Treatments for Gas and Bloating

As you can see, there are very clear reasons for menopause bloating. But there are also clear solutions too. (Finally, some good news!) Here are five treatments to try:

1. Make smart dietary tweaks

As Dr. Cabeca said earlier, increased glucose in the body can create gas, leading to bloating. For this reason, she says that cutting back on sugary foods can help with menopause bloating.

Salib Huber says that another way to tweak your diet to make bloat less likely is to up your fiber intake. She explains that most people don’t get enough fiber anyway—which is crucial for keeping digestion on track—and people in menopause need even more of the nutrient because the digestive system slows down as we age. So start loading up on leafy greens, fruits, veggies, and whole grains, or consider taking a fiber supplement. Just remember to drink plenty of water and increase your fiber intake gradually, as too much at once can also cause gas and discomfort.

There are also some foods that are more likely to cause bloating and gas than others. These include carbonated beverages, beans, dried fruits, fried or fatty foods, and anything containing sugar alcohols (which are common in low-carb or low-sugar packaged foods). 
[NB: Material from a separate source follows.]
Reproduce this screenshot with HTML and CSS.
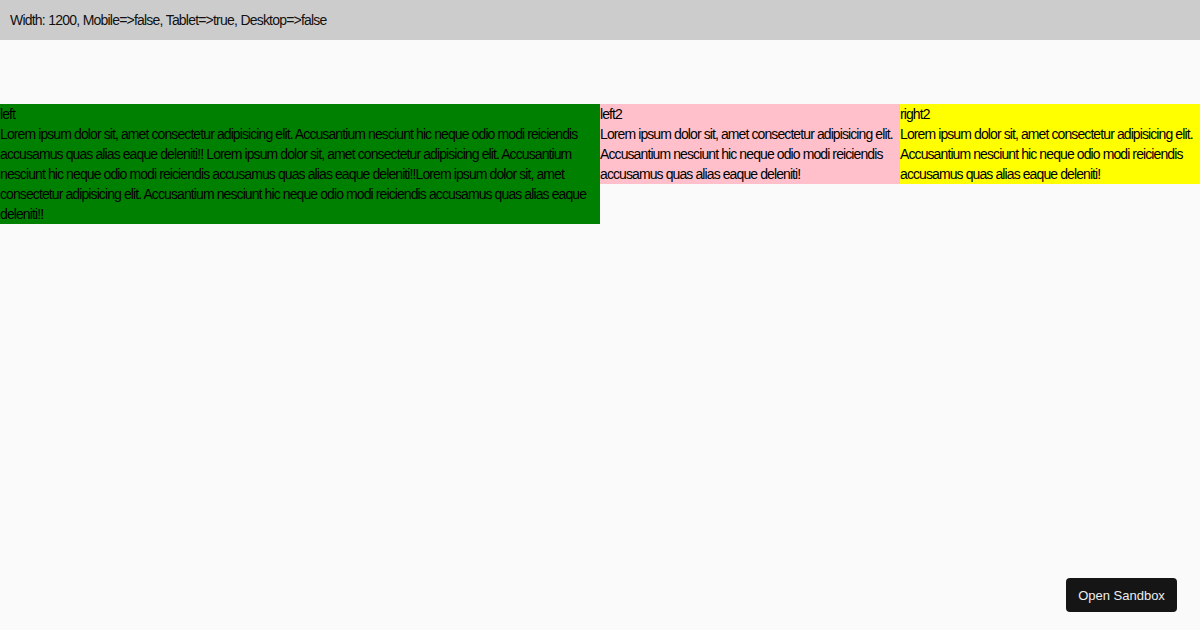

2. Use herbs to eliminate bloating 

Certain herbs have been linked to helping with digestive causes of bloating. Ginger, cumin, celery seed, fennel, and anise can all be incorporated into meals or enjoyed as a tea to help nix bloating and gas. Besides, it’s way tastier than popping an antacid.   

3. Consider taking probiotics 

While scientists haven’t specifically studied probiotics during menopause, there are studies that show probiotics helping with IBS symptoms, which include bloating. This is because probiotics up the amount of good bacteria in the gut, which helps keep the digestive tract running efficiently, reducing bloating in the process. 

4. Take a walk after eating

Light physical activity can help kick-start digestion and help reduce blood sugar levels, all of which can help with potential bloating. Research shows even a short walk for two to five minutes can make a difference. 

5. Try an OTC remedy

If your bloating tends to happen most after eating, there are some things you can nab at the pharmacy for immediate relief. Simethicone (the active ingredient in GasX) helps trap and disperse excess gas in your digestive system, which can soothe bloating. If you’re constipated, stool softeners can help keep things moving and relieve some of the pressure you’re feeling. Something Salib Huber warns against doing: taking activated charcoal. She says there have been no clinical studies to show that this popular wellness “remedy” can be helpful for preventing or treating bloat. Instead, stick with the above recommendations.

When to See a Doctor About Your Bloating

Salib Huber says if you’re dealing with bloating on a regular basis, it’s a good idea to bring it up—especially if it’s getting in the way of you living your best life. Constant bloating can be a symptom of IBS or another gastrointestinal disorder—or at worst, a symptom of ovarian cancer— “so it shouldn’t be ignored,” Salib Huber says.

Your doctor can give you food and lifestyle tips that can help mitigate the bloating, and can prescribe medication to stabilize hormones, if necessary. If you have IBS, they may recommend more drastic overhauls of your diet. This might entail a temporary elimination diet, where you nix certain foods that might be common triggers of digestional issues and then reincorporate them one at a time. However, this kind of eating plan should be completed under the supervision of a registered dietitian or a medical doctor to ensure you’re still getting the nutrients you need. 

As hormone levels even out after menopause, Salib Huber says that menopause bloating does subside. “The rollercoaster of estrogen and progesterone ends, which helps with menopause symptoms overall including hot flashes, sleep disturbances, and, yes, bloating,” she says. 

Translation: As you transition into postmenopausal life, you can consider the balloon of uncomfortable bloating…popped.